Michael Cox worked in Mattapan up until he was selected in the 1990s to join the City-wide Anti-Gang Violence Unit, what is now referred to as the Youth Violence Strike Force. One night while on duty in plain clothes, he was “mistaken” as a shooter by other officers who were all in pursuit of suspects after a Homicide near a popular night club, or as he self described it, “a victim of unconstitutional policing”. Michael Cox had begun to scale a fence following behind one of the suspects when police grabbed and beat him. When the officers realized their mistake, they ran. Instead of calling for help, they turned their backs on their fellow officer and left him there to die. Due to the severity of his injuries, Cox was out of work for roughly half a year as he recovered. No one came forward or was found guilty for beating; however he eventually was able to sue the Department and identify some of the officers involved.

When asked about the infamous incident yesterday at the press conference, he said, “I am a victim of that, but that’s not who I am. After this incident I had a choice to quit, leave, or stay. I stayed because I believe in community policing… me leaving was not going to help… my goal was to learn and grow and be a model for the police department to make sure that kind of incident happens again.”

In the spirit of service and not allowing that tragedy to stop him, Michael Cox went on to be promoted to Sergeant in 1995 and then Sergeant Detective where he worked in Internal Affairs, Recruit Investigations, Audit & Review before joining the Intelligence Unit. During his assignment to Intelligence, he performed Dignitary Protection duties, served as the liaison to the U.S. Secret Service, and even supervised the the Joint Terrorist Task Force. 

Throughout the rest of his career, Chief Cox would continue his education, a proud graduate of the FBI National Academy and Police Executive Research Forum. In addition to his degree from Providence College in Business Management, he also obtained a Masters in Criminal Justice from Curry College as well as a MBA from Boston University’s Questrom School of Business. 

After numerous years of service, Michael Cox was promoted to the rank of Deputy Superintendent where he worked in numerous capacities including Internal Affairs as the Assistant Bureau Chief of Professional Standards, Zone Commander of Area E, Commander of the Operations Division and the Commander of the Forensic Division and Assistant Bureau Chief of the Bureau of Investigative Services.

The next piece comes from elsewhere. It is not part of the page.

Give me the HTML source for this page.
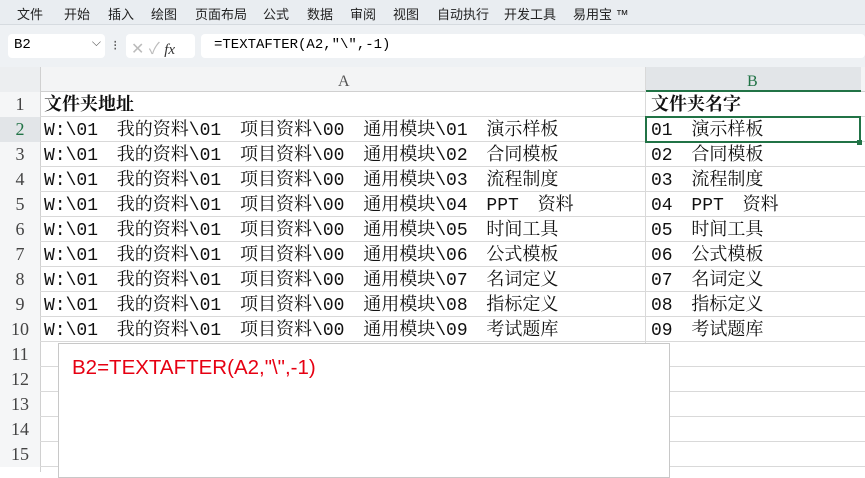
<!DOCTYPE html>
<html><head><meta charset="utf-8"><style>
*{margin:0;padding:0;box-sizing:border-box}
body{width:865px;height:472px;overflow:hidden;background:#fff;position:relative;font-family:"Liberation Sans","Noto Sans CJK SC",sans-serif}
.menu{position:absolute;left:0;top:0;width:865px;height:25px;background:#e9edf1;border-bottom:1px solid #d6dbe0;font-size:13px;color:#222}
.menu span{position:absolute;top:4px}
.fbar{position:absolute;left:0;top:25px;width:865px;height:42px;background:#eef1f4}
.box{position:absolute;background:#fff;border-radius:4px}
.cell{position:absolute;font-family:"Liberation Mono","Noto Serif CJK SC",serif;font-size:18px;color:#111;white-space:pre;line-height:25px;word-spacing:8px;margin-top:2px}
.rh{position:absolute;left:0;width:40px;text-align:center;font-family:"Liberation Serif","Noto Serif CJK SC",serif;font-size:18px;color:#444;line-height:25px;background:#f5f6f7}
.hl{position:absolute;left:40px;width:825px;height:1px;background:#d9d9d9}
</style></head><body>
<div class="menu">
<span style="left:17px">文件</span><span style="left:64px">开始</span><span style="left:108px">插入</span><span style="left:151px">绘图</span><span style="left:195px">页面布局</span><span style="left:263px">公式</span><span style="left:307px">数据</span><span style="left:350px">审阅</span><span style="left:393px">视图</span><span style="left:437px">自动执行</span><span style="left:504px">开发工具</span><span style="left:573px">易用宝 ™</span>
</div>
<div class="fbar">
<div class="box" style="left:8px;top:9px;width:97px;height:24px;font-family:'Liberation Mono',serif;font-size:14px;padding:3px 0 0 6px">B2<span style="position:absolute;right:4px;top:2px;font-size:12px;color:#555">⌵</span></div>
<div style="position:absolute;left:113px;top:12px;font-size:14px;color:#555">⁝</div>
<div class="box" style="left:126px;top:9px;width:69px;height:24px;color:#bbb;font-size:16px;padding:1px 0 0 5px">✕ ✓ <i style="color:#333;font-family:'Liberation Serif',serif;font-size:15px">fx</i></div>
<div class="box" style="left:201px;top:9px;width:664px;height:24px;font-family:'Liberation Mono','Noto Serif CJK SC',serif;font-size:14px;padding:3px 0 0 13px">=TEXTAFTER(A2,″\″,-1)</div>
</div>
<div style="position:absolute;left:0;top:67px;width:865px;height:25px;background:#f3f4f5;border-bottom:1px solid #d0d0d0"></div>
<div style="position:absolute;left:0;top:67px;width:40px;height:25px;background:#eceef0"></div>
<div style="position:absolute;left:646px;top:67px;width:215px;height:25px;background:#e2e5e8;border-bottom:2px solid #217346"></div>
<div class="cell" style="left:338px;top:67px;color:#555;font-size:16px;font-family:'Liberation Serif',serif">A</div>
<div class="cell" style="left:747px;top:67px;color:#217346;font-size:16px;font-family:'Liberation Serif',serif">B</div>
<div style="position:absolute;left:645px;top:67px;width:1px;height:405px;background:#d9d9d9"></div>
<div style="position:absolute;left:40px;top:67px;width:1px;height:405px;background:#d0d0d0"></div>
<div class="rh" style="top:92px">1</div><div class="rh" style="top:117px;color:#217346;background:#e2e5e8">2</div><div class="rh" style="top:142px">3</div><div class="rh" style="top:167px">4</div><div class="rh" style="top:192px">5</div><div class="rh" style="top:217px">6</div><div class="rh" style="top:242px">7</div><div class="rh" style="top:267px">8</div><div class="rh" style="top:292px">9</div><div class="rh" style="top:317px">10</div><div class="rh" style="top:342px">11</div><div class="rh" style="top:367px">12</div><div class="rh" style="top:392px">13</div><div class="rh" style="top:417px">14</div><div class="rh" style="top:442px">15</div>
<div class="hl" style="top:116px"></div><div class="hl" style="top:141px"></div><div class="hl" style="top:166px"></div><div class="hl" style="top:191px"></div><div class="hl" style="top:216px"></div><div class="hl" style="top:241px"></div><div class="hl" style="top:266px"></div><div class="hl" style="top:291px"></div><div class="hl" style="top:316px"></div><div class="hl" style="top:341px"></div><div class="hl" style="top:366px"></div><div class="hl" style="top:391px"></div><div class="hl" style="top:416px"></div><div class="hl" style="top:441px"></div><div class="hl" style="top:466px"></div>
<div class="cell" style="left:44px;top:92px;font-weight:bold">文件夹地址</div>
<div class="cell" style="left:651px;top:92px;font-weight:bold">文件夹名字</div>
<div class="cell" style="left:44px;top:117px">W:\01 我的资料\01 项目资料\00 通用模块\01 演示样板</div>
<div class="cell" style="left:44px;top:142px">W:\01 我的资料\01 项目资料\00 通用模块\02 合同模板</div>
<div class="cell" style="left:44px;top:167px">W:\01 我的资料\01 项目资料\00 通用模块\03 流程制度</div>
<div class="cell" style="left:44px;top:192px">W:\01 我的资料\01 项目资料\00 通用模块\04 PPT 资料</div>
<div class="cell" style="left:44px;top:217px">W:\01 我的资料\01 项目资料\00 通用模块\05 时间工具</div>
<div class="cell" style="left:44px;top:242px">W:\01 我的资料\01 项目资料\00 通用模块\06 公式模板</div>
<div class="cell" style="left:44px;top:267px">W:\01 我的资料\01 项目资料\00 通用模块\07 名词定义</div>
<div class="cell" style="left:44px;top:292px">W:\01 我的资料\01 项目资料\00 通用模块\08 指标定义</div>
<div class="cell" style="left:44px;top:317px">W:\01 我的资料\01 项目资料\00 通用模块\09 考试题库</div>
<div class="cell" style="left:651px;top:117px">01 演示样板</div>
<div class="cell" style="left:651px;top:142px">02 合同模板</div>
<div class="cell" style="left:651px;top:167px">03 流程制度</div>
<div class="cell" style="left:651px;top:192px">04 PPT 资料</div>
<div class="cell" style="left:651px;top:217px">05 时间工具</div>
<div class="cell" style="left:651px;top:242px">06 公式模板</div>
<div class="cell" style="left:651px;top:267px">07 名词定义</div>
<div class="cell" style="left:651px;top:292px">08 指标定义</div>
<div class="cell" style="left:651px;top:317px">09 考试题库</div>
<div style="position:absolute;left:645px;top:116px;width:216px;height:27px;border:2px solid #217346"></div>
<div style="position:absolute;left:857px;top:140px;width:5px;height:5px;background:#217346"></div>
<div style="position:absolute;left:58px;top:343px;width:612px;height:135px;background:#fff;border:1px solid #c8c8c8;color:#e60012;font-size:20.5px;padding:12px 0 0 13px">B2=TEXTAFTER(A2,"\",-1)</div>
</body></html>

In 2018, former Commissioner William Gross promoted Deputy Cox to the Role of Bureau Chief and Superintendent of the Bureau of Professional Development, overseeing the Boston Police Academy, the Firearms Training Unit, the Police Cadet Unit, Recruit training and in-service training for all sworn Boston Police personnel. 

Approximately a year later, Superintendent Cox announced he would be retiring from the Boston Police Department in order to take the position of Chief of Police in Ann Arbor Michigan. After being unanimously confirmed by city council earlier in July, Chief Cox was sworn in surrounded by his family and loved ones. After the ceremony, he praised the lengthy application process during his speech. “The thoroughness of that process … every place should be involved like that. Because I got to meet the community, I got to meet city council members, I got to meet people from every part of the city before I ever got here. And that’s important. Because that told me quite a bit about who this city is, what this city is, what’s important and who you all are.”

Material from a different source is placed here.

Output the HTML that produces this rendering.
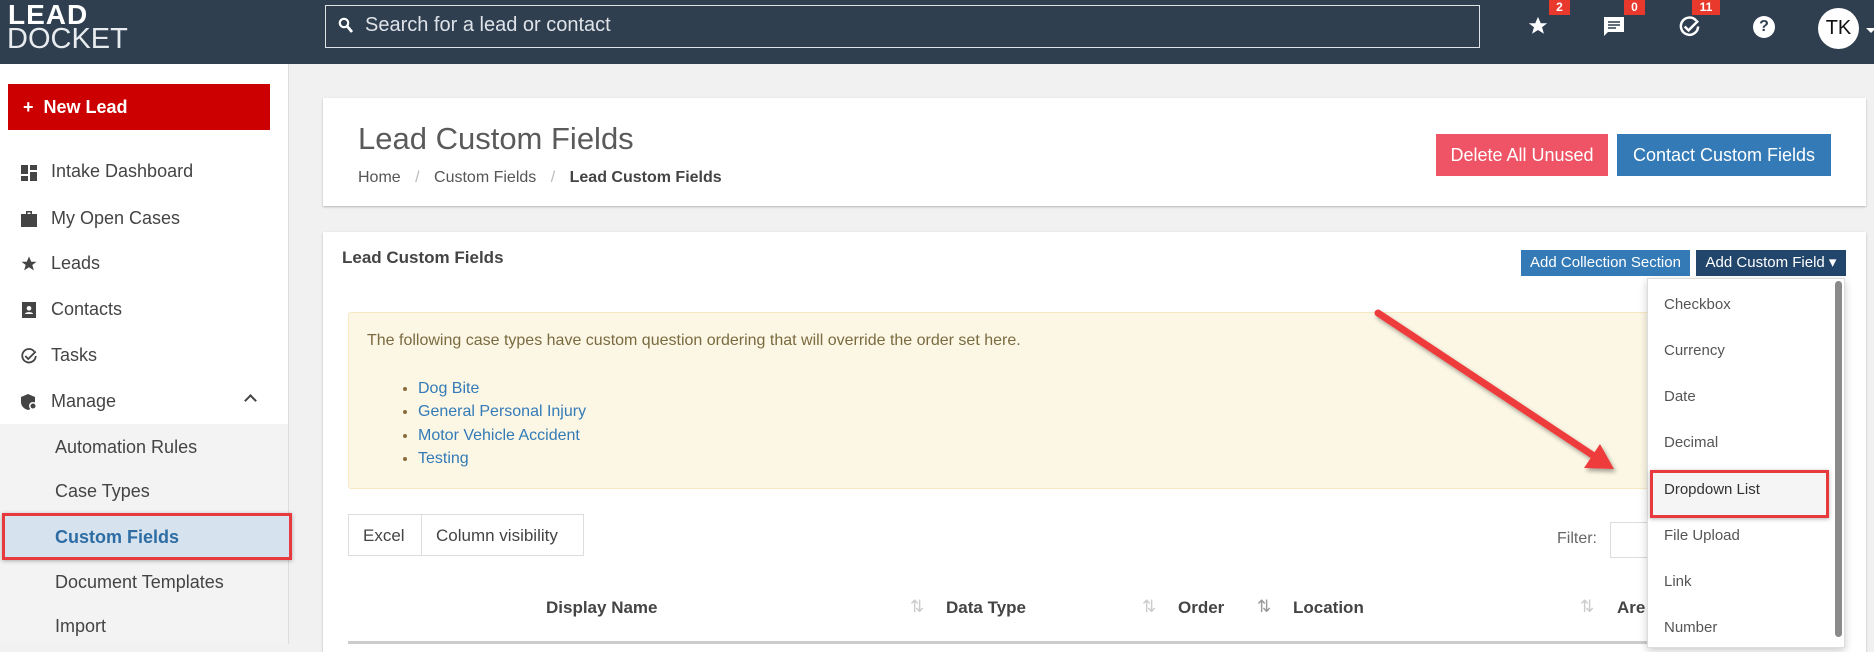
<!DOCTYPE html>
<html><head><meta charset="utf-8"><style>
*{box-sizing:border-box;margin:0;padding:0}
body{width:1874px;height:644px;overflow:hidden;background:#f1f1f1;font-family:"Liberation Sans",sans-serif;position:relative;color:#555}
.abs{position:absolute}
#hdr{left:0;top:0;width:1874px;height:64px;background:#2f3f50}
#side{left:0;top:64px;width:289px;height:580px;background:#fff;border-right:1px solid #ddd}
.nav{position:absolute;left:51px;font-size:18px;color:#444}
.ico{position:absolute;left:20px;width:18px;height:18px;fill:#444}
.sub{position:absolute;left:55px;font-size:18px;color:#444}
.badge{position:absolute;top:0;height:15px;background:#e8392c;color:#fff;font-size:12px;font-weight:bold;text-align:center;line-height:14px}
.card{position:absolute;background:#fff;box-shadow:0 1px 2px rgba(0,0,0,.25)}
.dd{position:absolute;left:1664px;font-size:15px;color:#555}
</style></head><body>
<div id="hdr" class="abs"></div>
<div class="abs" style="left:8px;top:1px;color:#fff;font-size:28px;font-weight:bold;letter-spacing:1px;line-height:28px">LEAD</div>
<div class="abs" style="left:7px;top:25px;color:#e8ecef;font-size:29px;line-height:29px">DOCKET</div>
<div class="abs" style="left:325px;top:5px;width:1155px;height:43px;border:1px solid #dfe3e8"></div>
<svg class="abs" style="left:338px;top:17px" width="16" height="18" viewBox="0 0 16 18"><circle cx="6" cy="6" r="4.2" fill="none" stroke="#fff" stroke-width="2.2"/><path d="M9 9l5 6" stroke="#fff" stroke-width="2.8"/></svg>
<div class="abs" style="left:365px;top:14px;font-size:20px;color:#dfe3e8">Search for a lead or contact</div>
<svg class="abs" style="left:1527px;top:15px" width="22" height="22" viewBox="0 0 24 24"><path fill="#fff" d="M12 2l3 7h7l-5.6 4.3 2.1 7.2L12 16.3 5.5 20.5l2.1-7.2L2 9h7z"/></svg>
<div class="badge" style="left:1549px;width:21px">2</div>
<svg class="abs" style="left:1603px;top:16px" width="22" height="22" viewBox="0 0 22 22"><path fill="#fff" d="M1 1h20v15H5l-4 4z"/><path d="M5 6h12M5 9h12M5 12h8" stroke="#2f3f50" stroke-width="1.5"/></svg>
<div class="badge" style="left:1624px;width:21px">0</div>
<svg class="abs" style="left:1678px;top:15px" width="23" height="23" viewBox="0 0 24 24"><path d="M19 6A9 9 0 1 0 21 12" fill="none" stroke="#fff" stroke-width="2.6"/><path d="M7 12l4 4 10-10" fill="none" stroke="#fff" stroke-width="2.6"/></svg>
<div class="badge" style="left:1692px;width:28px">11</div>
<div class="abs" style="left:1753px;top:16px;width:22px;height:22px;border-radius:50%;background:#fff;color:#2f3f50;font-weight:bold;font-size:16px;text-align:center;line-height:22px">?</div>
<div class="abs" style="left:1818px;top:8px;width:41px;height:41px;border-radius:50%;background:#fff;color:#111;font-size:20px;text-align:center;line-height:41px">TK</div>
<div class="abs" style="left:1866px;top:28px;border:5px solid transparent;border-top-color:#fff"></div>

<div id="side" class="abs"></div>
<div class="abs" style="left:8px;top:84px;width:262px;height:46px;background:#cc0000;color:#fff;font-size:18px;font-weight:bold;line-height:46px;padding-left:15px">+&nbsp; New Lead</div>
<svg class="ico" style="top:164px" viewBox="0 0 18 18"><path d="M1 1h7v9H1zM10 1h7v5h-7zM10 8h7v9h-7zM1 12h7v5H1z"/></svg>
<div class="nav" style="top:161px">Intake Dashboard</div>
<svg class="ico" style="top:210px" viewBox="0 0 18 18"><path d="M6 1h6v3h5v13H1V4h5zM7.5 2.5v1.5h3V2.5z"/></svg>
<div class="nav" style="top:208px">My Open Cases</div>
<svg class="ico" style="top:255px" viewBox="0 0 24 24"><path d="M12 2l3 7h7l-5.6 4.3 2.1 7.2L12 16.3 5.5 20.5l2.1-7.2L2 9h7z"/></svg>
<div class="nav" style="top:253px">Leads</div>
<svg class="ico" style="top:301px" viewBox="0 0 18 18"><path d="M2 1h14v16H2zM9 5a2.3 2.3 0 1 0 .01 0zM5 13c0-2.5 8-2.5 8 0z" fill-rule="evenodd"/></svg>
<div class="nav" style="top:299px">Contacts</div>
<svg class="ico" style="top:347px" viewBox="0 0 24 24"><path d="M19 6A9 9 0 1 0 21 12" fill="none" stroke="#444" stroke-width="2.4"/><path d="M7 12l4 4 10-10" fill="none" stroke="#444" stroke-width="2.4"/></svg>
<div class="nav" style="top:345px">Tasks</div>
<svg class="ico" style="top:393px" viewBox="0 0 18 18"><path d="M8 1l7 3v5c0 4-3 7-7 8-4-1-7-4-7-8V4z"/><circle cx="13" cy="13" r="4" fill="#fff"/><circle cx="13" cy="13" r="2.5"/></svg>
<div class="nav" style="top:391px">Manage</div>
<div class="abs" style="left:246px;top:396px;width:9px;height:9px;border-left:2px solid #444;border-top:2px solid #444;transform:rotate(45deg)"></div>
<div class="abs" style="left:0;top:424px;width:288px;height:220px;background:#f3f3f3"></div>
<div class="sub" style="top:437px">Automation Rules</div>
<div class="sub" style="top:481px">Case Types</div>
<div class="abs" style="left:2px;top:513px;width:290px;height:47px;background:#d6e2ee;border:3px solid #e8393f;box-shadow:0 1px 4px rgba(0,0,0,.3)"></div>
<div class="sub" style="top:527px;color:#2e6da4;font-weight:bold">Custom Fields</div>
<div class="sub" style="top:572px">Document Templates</div>
<div class="sub" style="top:616px">Import</div>

<div class="card" style="left:323px;top:98px;width:1543px;height:108px"></div>
<div class="abs" style="left:358px;top:121px;font-size:31px;color:#5a5a5a">Lead Custom Fields</div>
<div class="abs" style="left:358px;top:169px;font-size:16px;color:#555">Home <span style="color:#bbb;margin:0 10px">/</span> Custom Fields <span style="color:#bbb;margin:0 10px">/</span> <b style="color:#444">Lead Custom Fields</b></div>
<div class="abs" style="left:1436px;top:134px;width:172px;height:42px;background:#ee5465;color:#fff;font-size:18px;text-align:center;line-height:42px">Delete All Unused</div>
<div class="abs" style="left:1617px;top:134px;width:214px;height:42px;background:#337ab7;color:#fff;font-size:18px;text-align:center;line-height:42px">Contact Custom Fields</div>

<div class="card" style="left:323px;top:232px;width:1543px;height:420px"></div>
<div class="abs" style="left:342px;top:248px;font-size:17px;font-weight:bold;color:#444">Lead Custom Fields</div>
<div class="abs" style="left:1521px;top:250px;width:169px;height:26px;background:#337ab7;color:#fff;font-size:15px;text-align:center;line-height:26px">Add Collection Section</div>
<div class="abs" style="left:1696px;top:250px;width:150px;height:26px;background:#22466b;color:#fff;font-size:15px;text-align:center;line-height:26px">Add Custom Field ▾</div>
<div class="abs" style="left:348px;top:312px;width:1320px;height:177px;background:#fcf7e4;border:1px solid #f8e8c3;border-radius:3px"></div>
<div class="abs" style="left:367px;top:332px;font-size:16px;color:#7a6a40">The following case types have custom question ordering that will override the order set here.</div>
<ul class="abs" style="left:418px;top:377px;font-size:16px;line-height:23.3px;color:#8a6d3b;list-style:disc">
<li><span style="color:#337ab7">Dog Bite</span></li><li><span style="color:#337ab7">General Personal Injury</span></li><li><span style="color:#337ab7">Motor Vehicle Accident</span></li><li><span style="color:#337ab7">Testing</span></li></ul>
<div class="abs" style="left:348px;top:514px;width:236px;height:42px;border:1px solid #ddd;background:#fff"></div>
<div class="abs" style="left:421px;top:514px;width:1px;height:42px;background:#ddd"></div>
<div class="abs" style="left:363px;top:526px;font-size:17px;color:#444">Excel</div>
<div class="abs" style="left:436px;top:526px;font-size:17px;color:#444">Column visibility</div>
<div class="abs" style="left:1557px;top:530px;font-size:16px;color:#666">Filter:</div>
<div class="abs" style="left:1610px;top:522px;width:60px;height:36px;border:1px solid #ddd"></div>
<div class="abs" style="left:546px;top:598px;font-size:17px;font-weight:bold;color:#444">Display Name</div>
<div class="abs" style="left:910px;top:597px;font-size:17px;color:#ccc">⇅</div>
<div class="abs" style="left:946px;top:598px;font-size:17px;font-weight:bold;color:#444">Data Type</div>
<div class="abs" style="left:1142px;top:597px;font-size:17px;color:#ccc">⇅</div>
<div class="abs" style="left:1178px;top:598px;font-size:17px;font-weight:bold;color:#444">Order</div>
<div class="abs" style="left:1257px;top:597px;font-size:17px;color:#999">⇅</div>
<div class="abs" style="left:1293px;top:598px;font-size:17px;font-weight:bold;color:#444">Location</div>
<div class="abs" style="left:1580px;top:597px;font-size:17px;color:#ccc">⇅</div>
<div class="abs" style="left:1617px;top:598px;font-size:17px;font-weight:bold;color:#444">Are</div>
<div class="abs" style="left:348px;top:641px;width:1320px;height:3px;background:#ccc"></div>

<svg class="abs" style="left:0;top:0" width="1874" height="644"><defs><filter id="sh"><feDropShadow dx="2" dy="3" stdDeviation="2" flood-opacity=".35"/></filter></defs>
<g filter="url(#sh)"><path d="M1378 313L1597 458" stroke="#ee3b3b" stroke-width="7" stroke-linecap="round"/><path d="M1614 469L1584 468L1600 444Z" fill="#ee3b3b"/></g></svg>

<div class="abs" style="left:1647px;top:278px;width:198px;height:370px;background:#fff;border:1px solid #ddd;box-shadow:0 3px 8px rgba(0,0,0,.2)"></div>
<div class="abs" style="left:1835px;top:281px;width:7px;height:356px;background:#8a8a8a;border-radius:4px"></div>
<div class="dd" style="top:296px">Checkbox</div>
<div class="dd" style="top:342px">Currency</div>
<div class="dd" style="top:388px">Date</div>
<div class="dd" style="top:434px">Decimal</div>
<div class="abs" style="left:1650px;top:470px;width:179px;height:48px;background:#f5f5f5;border:3px solid #e8393f;box-shadow:0 1px 4px rgba(0,0,0,.3)"></div>
<div class="dd" style="top:481px;color:#333">Dropdown List</div>
<div class="dd" style="top:527px">File Upload</div>
<div class="dd" style="top:573px">Link</div>
<div class="dd" style="top:619px">Number</div>
</body></html>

However, Michael Cox has not completely avoided scandal. In early February 2020, less than six months after taking the position as Chief, he was placed on paid administrative leave over allegations that he created a hostile work environment. He was also accused of insubordination and of influencing investigations into officers improperly voiding parking tickets. After a lengthy external review Chief Cox was reinstated under the condition that he would use more direct and positive contact with other officers. 

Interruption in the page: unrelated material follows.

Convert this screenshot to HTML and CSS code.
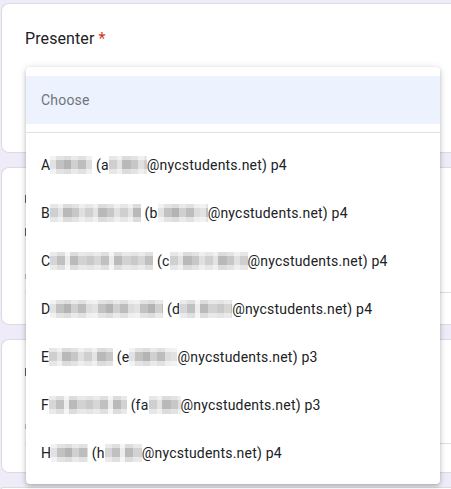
FILE: index.html
```html
<!DOCTYPE html>
<html lang="en">
<head>
<meta charset="utf-8">
<title>Presenter</title>
<link rel="stylesheet" href="styles.css">
</head>
<body>
<div class="page">
  <section class="card card-1">
    <div class="q-title">Presenter <span class="req">*</span></div>
  </section>
  <section class="card card-2">
    <div class="mark mark-dark m-1"></div>
    <div class="mark mark-dark m-2"></div>
    <div class="mark mark-light m-3"></div>
    <div class="q-line line-2"></div>
  </section>
  <section class="card card-3">
    <div class="mark mark-dark m-4"></div>
    <div class="mark mark-light m-5"></div>
    <div class="q-line line-3"></div>
  </section>
  <section class="card card-4"></section>

  <div class="menu" role="listbox">
    <div class="opt opt-choose">Choose</div>
    <div class="menu-divider"></div>
    <div class="opt">A<span class="blur" style="width:42px"></span> (a<span class="blur b2" style="width:38px"></span>@nycstudents.net) p4</div>
    <div class="opt">B<span class="blur b2" style="width:91px"></span> (b<span class="blur" style="width:50px"></span>@nycstudents.net) p4</div>
    <div class="opt">C<span class="blur b3" style="width:103px"></span> (c<span class="blur b2" style="width:78px"></span>@nycstudents.net) p4</div>
    <div class="opt">D<span class="blur" style="width:113px"></span> (d<span class="blur b3" style="width:52px"></span>@nycstudents.net) p4</div>
    <div class="opt">E<span class="blur b2" style="width:64px"></span> (e<span class="blur" style="width:48px"></span>@nycstudents.net) p3</div>
    <div class="opt">F<span class="blur b3" style="width:78px"></span> (fa<span class="blur b2" style="width:32px"></span>@nycstudents.net) p3</div>
    <div class="opt">H<span class="blur" style="width:37px"></span> (h<span class="blur b3" style="width:37px"></span>@nycstudents.net) p4</div>
  </div>
</div>
</body>
</html>
```

FILE: styles.css
```css
html, body {
  margin: 0;
  padding: 0;
}
body {
  background: #f0ebf8;
  font-family: Roboto, "Noto Sans", "Liberation Sans", sans-serif;
  color: #202124;
  overflow: hidden;
  width: 451px;
  height: 489px;
}
.page {
  position: relative;
  padding-top: 3px;
}
.card {
  box-sizing: border-box;
  margin: 0 0 14px 1px;
  width: 450px;
  background: #fff;
  border: 1px solid #dadce0;
  border-right: 0;
  border-radius: 8px 0 0 8px;
  padding: 23px 0 0 23px;
}
.card-1 { height: 150px; }
.card-2 { height: 158px; padding-top: 22px; }
.card-3 { height: 134px; padding-top: 22px; }
.card-4 { height: 2px; margin-bottom: 0; padding: 0; border-bottom: 0; border-radius: 8px 0 0 0; }

.q-title {
  font-size: 16px;
  line-height: 24px;
  letter-spacing: 0.1px;
}
.req { color: #d93025; }

.mark {
  width: 3px;
  height: 8px;
}
.mark-dark { background: #5f6368; }
.mark-light { background: #bdc1c6; height: 5px; }
.m-1 { margin-top: 5px; }
.m-2 { margin-top: 25px; }
.m-3 { margin-top: 38px; }
.m-4 { margin-top: 6px; }
.m-5 { margin-top: 48px; }
.q-line {
  height: 1px;
  background: #e0e0e0;
}
.line-2 { margin-top: 13px; }
.line-3 { margin-top: 14px; }

.menu {
  position: absolute;
  left: 26px;
  top: 67px;
  width: 414px;
  box-sizing: border-box;
  padding: 9px 0 7px;
  background: #fff;
  border-radius: 4px;
  box-shadow: 0 2px 4px rgba(0, 0, 0, 0.2), 0 1px 8px rgba(0, 0, 0, 0.12);
}
.opt {
  height: 48px;
  display: flex;
  align-items: center;
  padding-left: 15px;
  font-size: 14px;
  letter-spacing: 0.2px;
  white-space: pre;
  color: #202124;
}
.opt-choose {
  background: #ecf3fe;
  color: #70757a;
}
.menu-divider {
  height: 1px;
  background: #e0e0e0;
  margin: 8px 0;
}
.blur {
  display: inline-block;
  height: 18px;
  background:
    linear-gradient(180deg, rgba(255,255,255,0.55) 0 4px, rgba(255,255,255,0) 4px 13px, rgba(255,255,255,0.55) 13px),
    repeating-linear-gradient(90deg, #e2e2e2 0 6px, #c2c2c2 6px 14px, #b4b4b4 14px 21px, #d0d0d0 21px 28px, #bdbdbd 28px 36px, #dcdcdc 36px 42px);
}
.b2 {
  background:
    linear-gradient(180deg, rgba(255,255,255,0.5) 0 4px, rgba(255,255,255,0) 4px 13px, rgba(255,255,255,0.5) 13px),
    repeating-linear-gradient(90deg, #cfcfcf 0 8px, #e3e3e3 8px 13px, #b9b9b9 13px 22px, #c7c7c7 22px 29px, #e0e0e0 29px 35px);
}
.b3 {
  background:
    linear-gradient(180deg, rgba(255,255,255,0.5) 0 4px, rgba(255,255,255,0) 4px 13px, rgba(255,255,255,0.5) 13px),
    repeating-linear-gradient(90deg, #d6d6d6 0 7px, #c0c0c0 7px 15px, #ececec 15px 20px, #bababa 20px 28px, #d2d2d2 28px 37px, #c9c9c9 37px 44px);
}
```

When asked about it at the press conference early today he explained, “So I came from a big department to a very small department, from the east coast to the midwest… and the reality is sometimes people can be offended by people just because they are different.” He went on to elaborate, “Anyone who knows me knows I’m a fairly thoughtful person… intimidation is not me… that was a learning experience for me… the midwest is not the east coast and I made some mistakes I owned up to them and I learned from that… there was no atmosphere of hostility, just a misinterpretation and a young police chief making some mistakes.”

Mayor Wu also defended Chief Cox saying, “I have reviewed every document that has existed in both Boston and Ann Arbor… I personally spoke with their Mayor and Town Administrator and have heard nothing but praise and regret that he might leave…[they told me] Chief Cox has been the consummate professional, so warm and welcoming to the entire community… He is a leader of great integrity.

When the appointment was announced this morning, Cox gave a heartwarming and personal speech saying, “I consider this a homecoming, I wish my mother was here to see it… I grew up right down the street from this park…everyone deserves to enjoy a park without crime.” He went on to say, “Her [Mayor Wu’s] vision for the city is how I see my vision for the police department, diversity, equity and inclusion… Community policing basics will be implemented again… the reality is we need each other… officers need to engage residents. Chief Cox also told the press pool, “I took on public service because I wanted to help the public and give back to the communities in which I lived.”

After the announcement, Chief Cox answered a handful of questions, one focused on what he plans to do in terms of improving department accountability and transparency. He told the reporters, “Our communication needs to be better in a lot of ways… give me a second to get there and to review some of this stuff because I don’t want to criticize some people who are doing great work just because of my ignorance, I want to be slow to critique and fast to learn before I make any comments. He defended his soon to be rank and file wholeheartedly but also left room for improvement, “Officers work hard, this is a hard job at any level and the reality is most people don’t understand some of the aspects of policing… but also the reality is that police sometimes don’t understand issues of communities… Those two need to match up a lot better and we need to learn from one another so we can be way more responsive…so we are never over policing or under policing because of these misunderstandings… it’s kind of like a self fulfilling prophecy.”

The main message that Chief Cox had for the rank and file was simple, “I believe in policing… I know the men and women in our department are truly gifted… we’re going to support you to death and make sure that you have all the tools you need at your disposal… but we’re also going to hold you accountable.”